According to Venture Development Corporation (VDC):
Interactive textiles or so-called smart fabric products will be reaching the market for healthcare/medical, public safety, military, and sporting applications later this year. These products will be designed to monitor the wearer's physical well being and vital signs such as heart rate, temperature, and caloric consumption, among many others. VDC forecasts the fastest growth for interactive textiles demand in market segments such as healthcare/medical, consumer-sports and outdoor activities, and the military, among others. Users in these markets are expected to embrace the true Wearability and comfort and bio-monitoring functionality provided by these products. The emergence of interactive textile or "smart fabric" products will also be driven by technological improvements and increasing reliance on MEMs based integrated sensors. Development of flexible displays comprised of OLED or LEP technologies will be integrated into clothing solutions, providing the ability to view information in real-time via wireless communications.
There are many companies (some of the leaders in this development include: Sensatex, DuPont, ADA, Foster-Miller, Santa Fe Science and Technology, SOFTswitch, and International Fashion Machines, among others) developing interactive textile products for usage in a wide range of applications.
The European market for smart fabrics and interactive textiles (SFIT) represents about €300 mln in 2008 and is growing at a yearly rate of about 20%. As per the SFIT team, there are basically two kinds of smart clothes.
The smart clothes with sensors or devices in pocket or in fabric such as microcomputers, flexible TV screens, micro cellular phone, solar cells, energy recovery systems and flexible keyboard. These devices are used mainly for communication, displaying colors, pictures, indications of mood, messages. Other devices or sensors, e.g. GPS devices, fall detectors, data loggers, accelerometer and activity detectors, can be placed in special pockets or attached in the garment.
The smart clothes with sensors close to or in contact with the skin, which are more used for body sensing and monitoring. The sensors are enclosed in the layers of fabric, or it is the fabric itself which is used as sensors. Such sensors can be piezo-resistive yarns, optic fibers, and colored multi layers.

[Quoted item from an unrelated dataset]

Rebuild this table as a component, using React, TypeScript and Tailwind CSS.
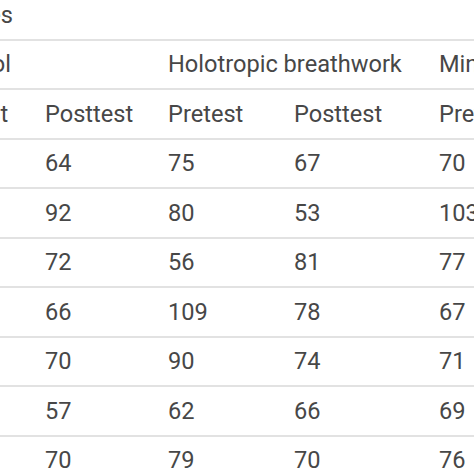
const rows = [
  ["68", "64", "75", "67", "70", "72"],
  ["88", "92", "80", "53", "103", "81"],
  ["70", "72", "56", "81", "77", "70"],
  ["64", "66", "109", "78", "67", "65"],
  ["73", "70", "90", "74", "71", "69"],
  ["59", "57", "62", "66", "69", "64"],
  ["71", "70", "79", "70", "76", "73"],
];

const cols = ["w-[112px]", "w-[123px]", "w-[126px]", "w-[145px]", "w-[110px]", "w-[110px]"];

function Row({ cells }: { cells: string[] }) {
  return (
    <div className="flex h-[49.5px] border-b-2 border-[#e2e2e2]">
      {cells.map((c, i) => (
        <div key={i} className={`${cols[i]} shrink-0 flex items-center`}>
          {c}
        </div>
      ))}
    </div>
  );
}

export default function App() {
  return (
    <div
      className="w-[474px] h-[474px] overflow-hidden bg-white text-[23.6px] leading-[28px] text-[#474747]"
      style={{ fontFamily: "Roboto, 'Liberation Sans', sans-serif" }}
    >
      <div className="h-[40.5px] border-b-2 border-[#e2e2e2] pt-px">
        <div className="w-[13px] flex justify-end whitespace-nowrap">
          Pretest and posttest scores
        </div>
      </div>
      <div className="ml-[-67px] w-[740px]">
        <div className="flex h-[49.5px] border-b-2 border-[#e2e2e2]">
          <div className="w-[235px] shrink-0 flex items-center">
            <div className="w-[78px] flex justify-end whitespace-nowrap">Control</div>
          </div>
          <div className="w-[271px] shrink-0 flex items-center whitespace-nowrap">
            Holotropic breathwork
          </div>
          <div className="w-[220px] shrink-0 flex items-center whitespace-nowrap">
            Mindfulness
          </div>
        </div>
        <Row cells={["Pretest", "Posttest", "Pretest", "Posttest", "Pretest", "Posttest"]} />
        {rows.map((r, i) => (
          <Row key={i} cells={r} />
        ))}
      </div>
    </div>
  );
}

European researchers have developed a smart fabric that can monitor muscular overload and help prevent repetitive strain injury or RSI. But that is just the beginning. The team is also exploring a pregnancy belt to monitor baby’s heartbeat, clothing to help coach hockey, and shirts that monitor muscle fatigue during training. Smart fabrics promise to revolutionise clothing by incorporating sensors into cloth for health, lifestyle and business applications. In the long term, they could consist of circuits and sensors that provide all of the typical electronics we carry around today, like mobile phones and PDAs. Current, first-generation applications are far more modest, and pioneering medical smart fabrics are used to monitor vital signs like heart rate and temperature. But two crucial hurdles – unobtrusiveness and reliability – impede widespread adoption of such clever clothes. A European research team has developed groundbreaking medical-sensing smart fabrics, and its work could lead to pregnancy monitoring belts, sports clothing that provides training tips, a wearable physical game controller, and a vest that helps to prevent repetitive strain injury.